> **Exercise requirements**
Wherever a line in the data below holds "styles", copy that line.
-------
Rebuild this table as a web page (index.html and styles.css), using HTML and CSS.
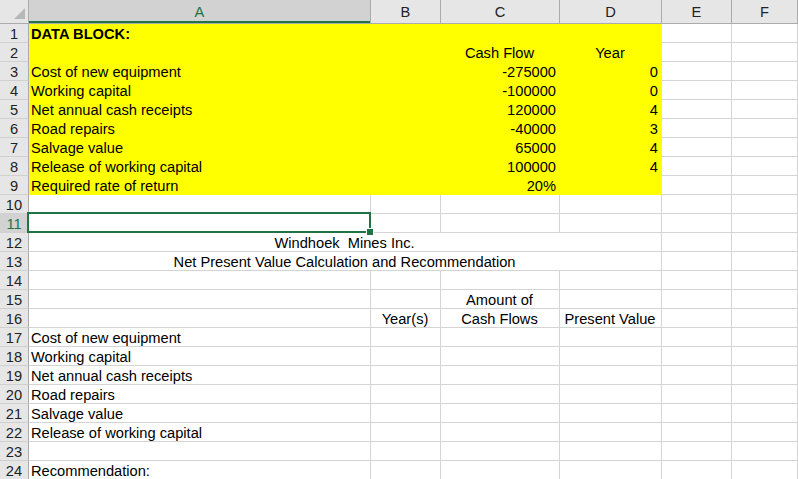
FILE: index.html
```html
<!DOCTYPE html>
<html>
<head>
<meta charset="utf-8">
<link rel="stylesheet" href="styles.css">
</head>
<body>
<div class="sheet">
  <div class="corner"><svg class="tri" width="11" height="11" viewBox="0 0 11 11"><polygon points="11,0 11,11 0,11" fill="#b8b8b8"/></svg></div>
  <div class="ch ch-sel">A</div><div class="ch">B</div><div class="ch">C</div><div class="ch">D</div><div class="ch">E</div><div class="ch">F</div>

  <div class="rh">1</div><div class="c y bold">DATA BLOCK:</div><div class="c y"></div><div class="c y"></div><div class="c y"></div><div class="c"></div><div class="c"></div>
  <div class="rh">2</div><div class="c y"></div><div class="c y"></div><div class="c y ctr">Cash Flow</div><div class="c y ctr">Year</div><div class="c"></div><div class="c"></div>
  <div class="rh">3</div><div class="c y">Cost of new equipment</div><div class="c y"></div><div class="c y num">-275000</div><div class="c y num">0</div><div class="c"></div><div class="c"></div>
  <div class="rh">4</div><div class="c y">Working capital</div><div class="c y"></div><div class="c y num">-100000</div><div class="c y num">0</div><div class="c"></div><div class="c"></div>
  <div class="rh">5</div><div class="c y">Net annual cash receipts</div><div class="c y"></div><div class="c y num">120000</div><div class="c y num">4</div><div class="c"></div><div class="c"></div>
  <div class="rh">6</div><div class="c y">Road repairs</div><div class="c y"></div><div class="c y num">-40000</div><div class="c y num">3</div><div class="c"></div><div class="c"></div>
  <div class="rh">7</div><div class="c y">Salvage value</div><div class="c y"></div><div class="c y num">65000</div><div class="c y num">4</div><div class="c"></div><div class="c"></div>
  <div class="rh">8</div><div class="c y">Release of working capital</div><div class="c y"></div><div class="c y num">100000</div><div class="c y num">4</div><div class="c"></div><div class="c"></div>
  <div class="rh">9</div><div class="c y">Required rate of return</div><div class="c y"></div><div class="c y num">20%</div><div class="c y"></div><div class="c"></div><div class="c"></div>
  <div class="rh">10</div><div class="c"></div><div class="c"></div><div class="c"></div><div class="c"></div><div class="c"></div><div class="c"></div>
  <div class="rh rh-sel">11</div><div class="c active"><span class="selbox"><span class="handle"></span></span></div><div class="c"></div><div class="c"></div><div class="c"></div><div class="c"></div><div class="c"></div>
  <div class="rh">12</div><div class="c merge ctr pre">Windhoek  Mines Inc.</div><div class="c"></div><div class="c"></div>
  <div class="rh">13</div><div class="c merge ctr">Net Present Value Calculation and Recommendation</div><div class="c"></div><div class="c"></div>
  <div class="rh">14</div><div class="c"></div><div class="c"></div><div class="c"></div><div class="c"></div><div class="c"></div><div class="c"></div>
  <div class="rh">15</div><div class="c"></div><div class="c"></div><div class="c ctr">Amount of</div><div class="c"></div><div class="c"></div><div class="c"></div>
  <div class="rh">16</div><div class="c"></div><div class="c ctr">Year(s)</div><div class="c ctr">Cash Flows</div><div class="c ctr">Present Value</div><div class="c"></div><div class="c"></div>
  <div class="rh">17</div><div class="c">Cost of new equipment</div><div class="c"></div><div class="c"></div><div class="c"></div><div class="c"></div><div class="c"></div>
  <div class="rh">18</div><div class="c">Working capital</div><div class="c"></div><div class="c"></div><div class="c"></div><div class="c"></div><div class="c"></div>
  <div class="rh">19</div><div class="c">Net annual cash receipts</div><div class="c"></div><div class="c"></div><div class="c"></div><div class="c"></div><div class="c"></div>
  <div class="rh">20</div><div class="c">Road repairs</div><div class="c"></div><div class="c"></div><div class="c"></div><div class="c"></div><div class="c"></div>
  <div class="rh">21</div><div class="c">Salvage value</div><div class="c"></div><div class="c"></div><div class="c"></div><div class="c"></div><div class="c"></div>
  <div class="rh">22</div><div class="c">Release of working capital</div><div class="c"></div><div class="c"></div><div class="c"></div><div class="c"></div><div class="c"></div>
  <div class="rh">23</div><div class="c"></div><div class="c"></div><div class="c"></div><div class="c"></div><div class="c"></div><div class="c"></div>
  <div class="rh">24</div><div class="c">Recommendation:</div><div class="c"></div><div class="c"></div><div class="c"></div><div class="c"></div><div class="c"></div>
</div>
</body>
</html>
```
FILE: styles.css
```css
html, body {
  margin: 0;
  padding: 0;
  background: #ffffff;
  overflow: hidden;
}
.sheet {
  display: grid;
  grid-template-columns: 29px 342px 70px 119px 102px 70px 1fr;
  grid-template-rows: 24px repeat(24, 19px);
  width: 798px;
  font-family: "Liberation Sans", Arial, sans-serif;
  font-size: 14.67px;
  color: #000;
}
.corner {
  background: #e6e6e6;
  border-right: 1px solid #ababab;
  border-bottom: 1px solid #ababab;
  box-sizing: border-box;
  display: flex;
  align-items: flex-end;
  justify-content: flex-end;
  padding: 0 3px 4px 0;
}
.tri { display: block; }
.ch {
  background: #e6e6e6;
  border-right: 1px solid #ababab;
  border-bottom: 1px solid #ababab;
  box-sizing: border-box;
  text-align: center;
  line-height: 24px;
  color: #222;
  font-size: 14.67px;
}
.ch-sel {
  background: #d2d2d2;
  color: #217346;
  box-shadow: inset 0 -2px 0 #217346;
}
.rh {
  background: #e6e6e6;
  border-right: 1px solid #ababab;
  border-bottom: 1px solid #d0d0d0;
  box-sizing: border-box;
  text-align: center;
  line-height: 18px;
  padding-top: 1px;
  color: #222;
}
.rh-sel {
  background: #d2d2d2;
  color: #217346;
}
.c {
  border-right: 1px solid #d4d4d4;
  border-bottom: 1px solid #d4d4d4;
  box-sizing: border-box;
  line-height: 19px;
  padding: 1px 3px 0 2px;
  white-space: nowrap;
  overflow: visible;
  position: relative;
}
.y {
  background: #ffff00;
  border-color: #ffff00;
}
.bold { font-weight: bold; }
.ctr { text-align: center; }
.num { text-align: right; }
.pre { white-space: pre; }
.merge { grid-column: span 4; }
.active { overflow: visible; }
.selbox {
  position: absolute;
  left: -2px;
  top: -2px;
  right: -1px;
  bottom: -1px;
  border: 2px solid #217346;
  z-index: 2;
}
.handle {
  position: absolute;
  right: -5px;
  bottom: -5px;
  width: 6px;
  height: 6px;
  background: #217346;
  border: 1px solid #ffffff;
}
```
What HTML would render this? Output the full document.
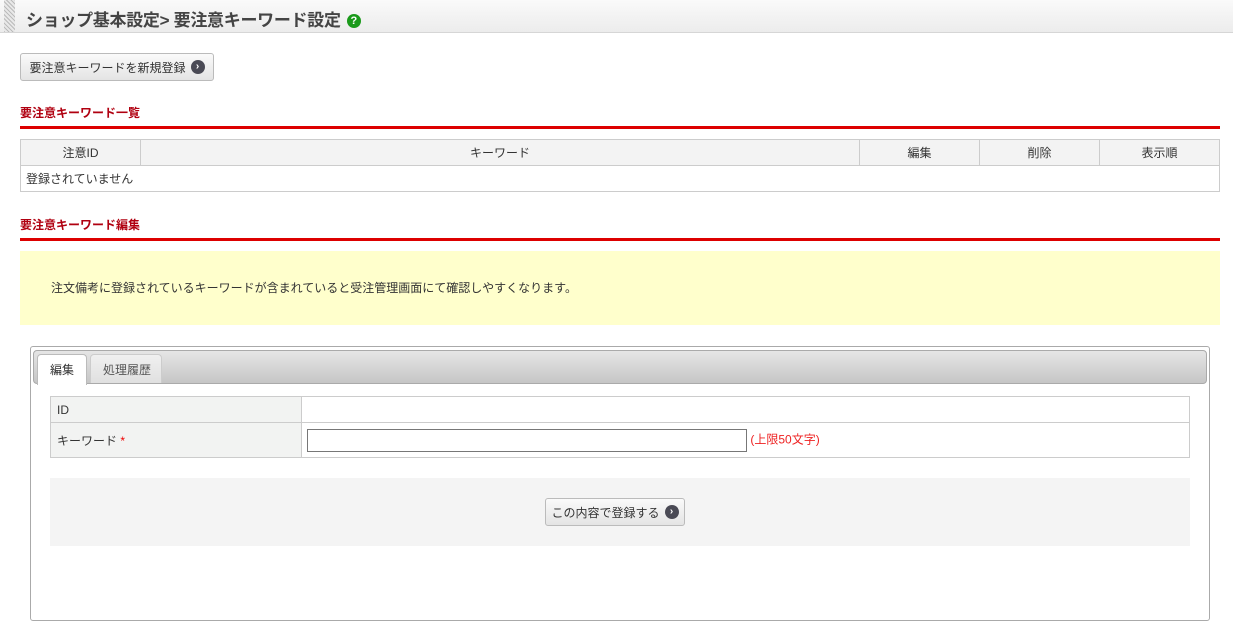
<!DOCTYPE html>
<html><head><meta charset="utf-8"><style>
*{box-sizing:border-box;margin:0;padding:0}
body{width:1233px;height:634px;background:#fff;font-family:"Liberation Sans","Noto Sans CJK JP",sans-serif;font-size:12px;color:#333;position:relative;overflow:hidden}
.abs{position:absolute}
.hdr{left:0;top:0;width:1233px;height:33px;background:linear-gradient(#fafafa,#ececec);border-bottom:1px solid #d6d6d6}
.stripe{left:4px;top:0;width:11px;height:32px;background:repeating-linear-gradient(45deg,#bbb 0 1px,#e8e8e8 1px 3px)}
.title{left:26px;top:6px;font-size:17px;font-weight:bold;color:#444;letter-spacing:-0.3px}
.q{display:inline-block;width:14px;height:14px;border-radius:50%;background:#1a9a1a;color:#fff;font-size:11px;line-height:14px;text-align:center;vertical-align:2px;margin-left:6px}
.btn{border:1px solid #bbb;border-radius:3px;background:linear-gradient(#fafafa,#e4e4e4);font-size:12px;color:#333;display:flex;align-items:center;justify-content:center}
.arr{display:inline-block;width:14px;height:14px;border-radius:50%;background:#4a4a55;color:#fff;font-size:10px;line-height:14px;text-align:center;margin-left:5px;font-weight:bold}
.sec{left:20px;font-weight:bold;color:#b00010;font-size:12px}
.red{left:20px;width:1200px;height:3px;background:#d00}
table{border-collapse:collapse}
td,th{border:1px solid #ccc;font-weight:normal}
</style></head><body>
<div class="abs hdr"></div><div class="abs stripe"></div>
<div class="abs title">ショップ基本設定&gt; 要注意キーワード設定<span class="q">?</span></div>
<div class="abs btn" style="left:20px;top:53px;width:194px;height:28px">要注意キーワードを新規登録<span class="arr">›</span></div>
<div class="abs sec" style="top:104px">要注意キーワード一覧</div>
<div class="abs red" style="top:126px"></div>
<table class="abs" style="left:20px;top:139px;width:1200px">
<tr style="height:26px;background:#f3f3f3"><th style="width:120px">注意ID</th><th>キーワード</th><th style="width:120px">編集</th><th style="width:120px">削除</th><th style="width:120px">表示順</th></tr>
<tr style="height:26px"><td colspan="5" style="padding-left:5px">登録されていません</td></tr></table>
<div class="abs sec" style="top:216px">要注意キーワード編集</div>
<div class="abs red" style="top:238px"></div>
<div class="abs" style="left:20px;top:251px;width:1200px;height:74px;background:#ffffcc;padding:28px 0 0 31px">注文備考に登録されているキーワードが含まれていると受注管理画面にて確認しやすくなります。</div>
<div class="abs" style="left:30px;top:346px;width:1180px;height:275px;border:1px solid #aaa;border-radius:3px"></div>
<div class="abs" style="left:33px;top:350px;width:1174px;height:34px;border:1px solid #aaa;border-radius:4px;background:linear-gradient(#e6e6e6,#c6c6c6)"></div>
<div class="abs" style="left:37px;top:354px;width:50px;height:31px;background:#fff;border:1px solid #bbb;border-bottom:none;border-radius:4px 4px 0 0;padding:6px 0 0 12px">編集</div>
<div class="abs" style="left:90px;top:354px;width:72px;height:29px;background:linear-gradient(#f0f0f0,#e0e0e0);border:1px solid #ccc;border-bottom:none;border-radius:4px 4px 0 0;padding:6px 0 0 12px;color:#555">処理履歴</div>
<table class="abs" style="left:50px;top:396px;width:1140px">
<tr style="height:26px"><td style="width:251px;background:#f2f3f2;padding-left:6px">ID</td><td></td></tr>
<tr style="height:35px"><td style="background:#f2f3f2;padding-left:6px">キーワード <span style="color:#e00">*</span></td><td style="padding-left:5px"><span style="display:inline-block;width:440px;height:23px;border:1px solid #777;vertical-align:middle"></span> <span style="color:#e22">(上限50文字)</span></td></tr></table>
<div class="abs" style="left:50px;top:478px;width:1140px;height:68px;background:#f4f4f4"></div>
<div class="abs btn" style="left:545px;top:498px;width:140px;height:28px">この内容で登録する<span class="arr">›</span></div>
</body></html>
-------
> **The response**
Rebuild this table as a web page (index.html and styles.css), using HTML and CSS.
<link rel="stylesheet" href="styles.css">
FILE: styles.css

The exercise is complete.